-- Given information --
──────

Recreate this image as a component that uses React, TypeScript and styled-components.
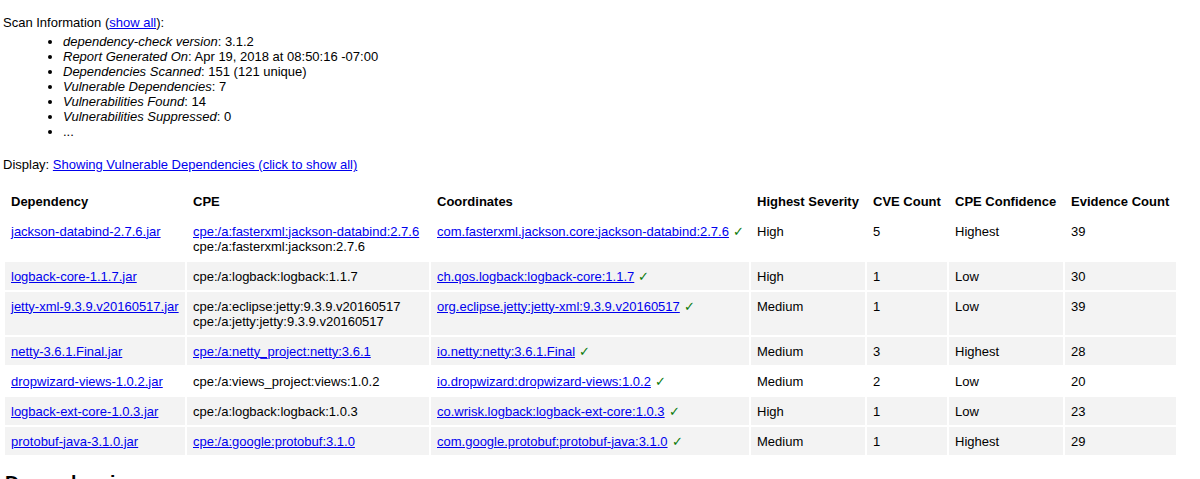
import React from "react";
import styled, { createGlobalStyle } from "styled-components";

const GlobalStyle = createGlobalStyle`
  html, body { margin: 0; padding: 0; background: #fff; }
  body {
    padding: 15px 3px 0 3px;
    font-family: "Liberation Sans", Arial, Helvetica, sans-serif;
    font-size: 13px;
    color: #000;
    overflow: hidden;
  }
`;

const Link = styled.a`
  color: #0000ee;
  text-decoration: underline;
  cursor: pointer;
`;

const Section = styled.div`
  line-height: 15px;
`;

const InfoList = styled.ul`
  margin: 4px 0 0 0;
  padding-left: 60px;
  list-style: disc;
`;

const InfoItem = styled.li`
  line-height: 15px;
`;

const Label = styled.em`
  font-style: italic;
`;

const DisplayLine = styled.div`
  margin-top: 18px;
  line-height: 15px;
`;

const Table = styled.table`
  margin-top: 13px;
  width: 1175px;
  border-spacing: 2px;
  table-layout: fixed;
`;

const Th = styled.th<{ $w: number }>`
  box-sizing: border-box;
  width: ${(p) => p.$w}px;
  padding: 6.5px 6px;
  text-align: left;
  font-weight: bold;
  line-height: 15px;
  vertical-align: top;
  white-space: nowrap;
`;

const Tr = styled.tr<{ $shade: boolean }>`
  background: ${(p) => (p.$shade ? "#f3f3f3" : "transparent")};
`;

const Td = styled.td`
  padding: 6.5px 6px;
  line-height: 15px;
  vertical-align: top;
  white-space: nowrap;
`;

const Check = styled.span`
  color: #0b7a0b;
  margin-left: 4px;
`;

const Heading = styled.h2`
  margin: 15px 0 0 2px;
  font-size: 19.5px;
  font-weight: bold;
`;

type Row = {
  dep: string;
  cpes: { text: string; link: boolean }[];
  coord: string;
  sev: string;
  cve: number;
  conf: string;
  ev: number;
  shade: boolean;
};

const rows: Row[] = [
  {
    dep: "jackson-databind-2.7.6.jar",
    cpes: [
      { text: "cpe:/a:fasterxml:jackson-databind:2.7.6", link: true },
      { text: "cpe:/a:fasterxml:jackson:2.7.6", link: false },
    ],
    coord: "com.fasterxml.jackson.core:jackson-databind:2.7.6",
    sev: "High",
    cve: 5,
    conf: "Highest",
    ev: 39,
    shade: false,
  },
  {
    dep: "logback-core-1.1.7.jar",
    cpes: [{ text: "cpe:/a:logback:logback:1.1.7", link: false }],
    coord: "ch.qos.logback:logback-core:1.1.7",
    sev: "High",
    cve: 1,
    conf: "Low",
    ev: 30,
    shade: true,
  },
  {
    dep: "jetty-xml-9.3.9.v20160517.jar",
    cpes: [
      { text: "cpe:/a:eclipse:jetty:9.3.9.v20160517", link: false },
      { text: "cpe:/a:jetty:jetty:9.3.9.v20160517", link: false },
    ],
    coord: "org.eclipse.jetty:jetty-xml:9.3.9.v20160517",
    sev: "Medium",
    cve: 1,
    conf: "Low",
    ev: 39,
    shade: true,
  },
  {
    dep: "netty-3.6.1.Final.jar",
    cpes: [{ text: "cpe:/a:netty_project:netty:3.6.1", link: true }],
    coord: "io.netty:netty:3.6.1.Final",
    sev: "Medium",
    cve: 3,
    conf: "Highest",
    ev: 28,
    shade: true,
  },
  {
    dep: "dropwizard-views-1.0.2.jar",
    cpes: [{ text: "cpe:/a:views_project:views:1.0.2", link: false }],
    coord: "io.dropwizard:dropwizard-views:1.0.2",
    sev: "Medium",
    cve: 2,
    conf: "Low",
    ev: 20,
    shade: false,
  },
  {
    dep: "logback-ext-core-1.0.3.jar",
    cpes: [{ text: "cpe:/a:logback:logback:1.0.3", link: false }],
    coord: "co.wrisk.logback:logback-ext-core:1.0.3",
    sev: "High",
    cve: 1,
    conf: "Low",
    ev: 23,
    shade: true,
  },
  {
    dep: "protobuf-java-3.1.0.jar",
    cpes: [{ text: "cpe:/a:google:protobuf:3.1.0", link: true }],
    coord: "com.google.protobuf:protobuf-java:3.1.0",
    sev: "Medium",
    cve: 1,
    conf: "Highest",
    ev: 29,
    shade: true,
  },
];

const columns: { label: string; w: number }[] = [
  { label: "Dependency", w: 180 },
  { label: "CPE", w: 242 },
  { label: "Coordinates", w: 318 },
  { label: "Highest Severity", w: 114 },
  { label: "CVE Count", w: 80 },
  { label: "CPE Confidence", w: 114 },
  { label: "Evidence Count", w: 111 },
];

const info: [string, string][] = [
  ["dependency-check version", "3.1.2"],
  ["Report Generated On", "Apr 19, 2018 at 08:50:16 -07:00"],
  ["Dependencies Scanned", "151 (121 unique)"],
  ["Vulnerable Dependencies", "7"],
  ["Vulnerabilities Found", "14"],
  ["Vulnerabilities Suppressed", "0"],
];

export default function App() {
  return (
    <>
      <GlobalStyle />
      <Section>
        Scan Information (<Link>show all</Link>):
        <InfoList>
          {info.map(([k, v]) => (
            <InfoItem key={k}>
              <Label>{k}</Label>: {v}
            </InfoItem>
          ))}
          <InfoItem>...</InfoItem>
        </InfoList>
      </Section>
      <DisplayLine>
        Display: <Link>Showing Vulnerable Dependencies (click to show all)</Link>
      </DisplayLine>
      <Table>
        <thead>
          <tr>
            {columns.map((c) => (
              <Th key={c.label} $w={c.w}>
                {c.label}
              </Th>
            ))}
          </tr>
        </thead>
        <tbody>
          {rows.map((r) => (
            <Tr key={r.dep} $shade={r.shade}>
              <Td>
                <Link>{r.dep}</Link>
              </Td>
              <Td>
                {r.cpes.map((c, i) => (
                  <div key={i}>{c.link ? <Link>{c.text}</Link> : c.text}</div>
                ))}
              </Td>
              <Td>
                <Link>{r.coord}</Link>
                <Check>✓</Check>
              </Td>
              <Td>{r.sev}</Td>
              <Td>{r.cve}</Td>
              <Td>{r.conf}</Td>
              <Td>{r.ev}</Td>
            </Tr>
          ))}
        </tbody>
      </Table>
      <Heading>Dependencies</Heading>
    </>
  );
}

──────

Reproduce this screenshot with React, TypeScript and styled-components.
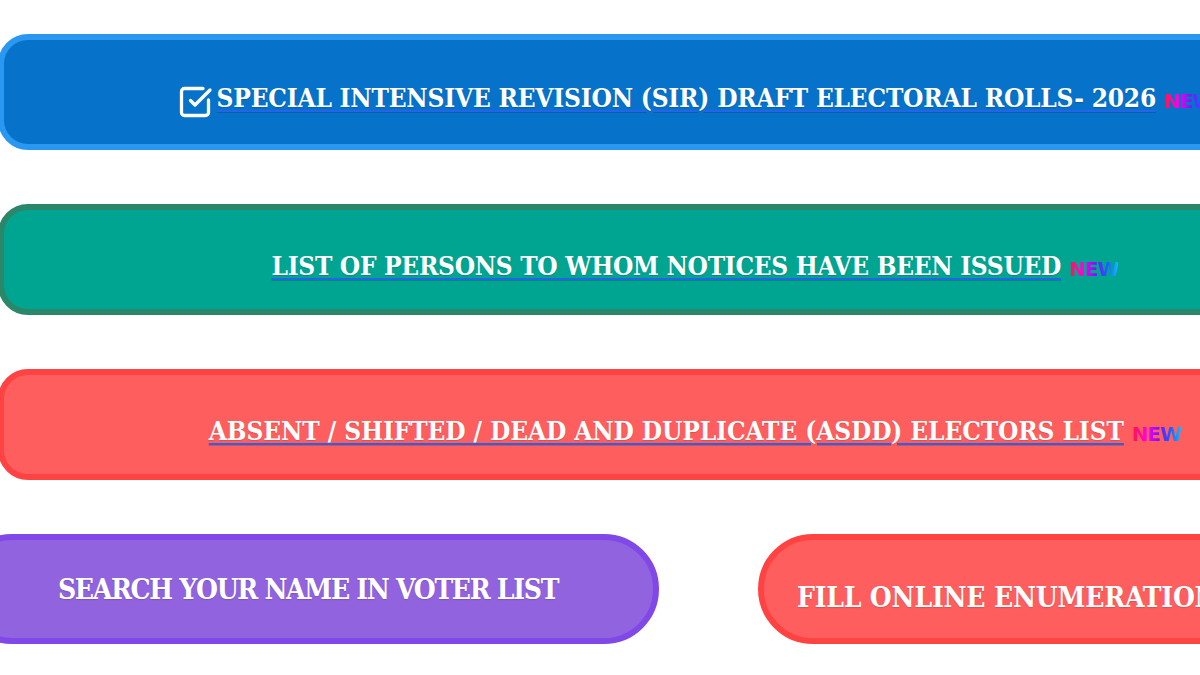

──────

-- Written task --
Find each line with the string "this" and copy it out.

-- Answer to the task --
Recreate this image as a component that uses React, TypeScript and styled-components.
Reproduce this screenshot with React, TypeScript and styled-components.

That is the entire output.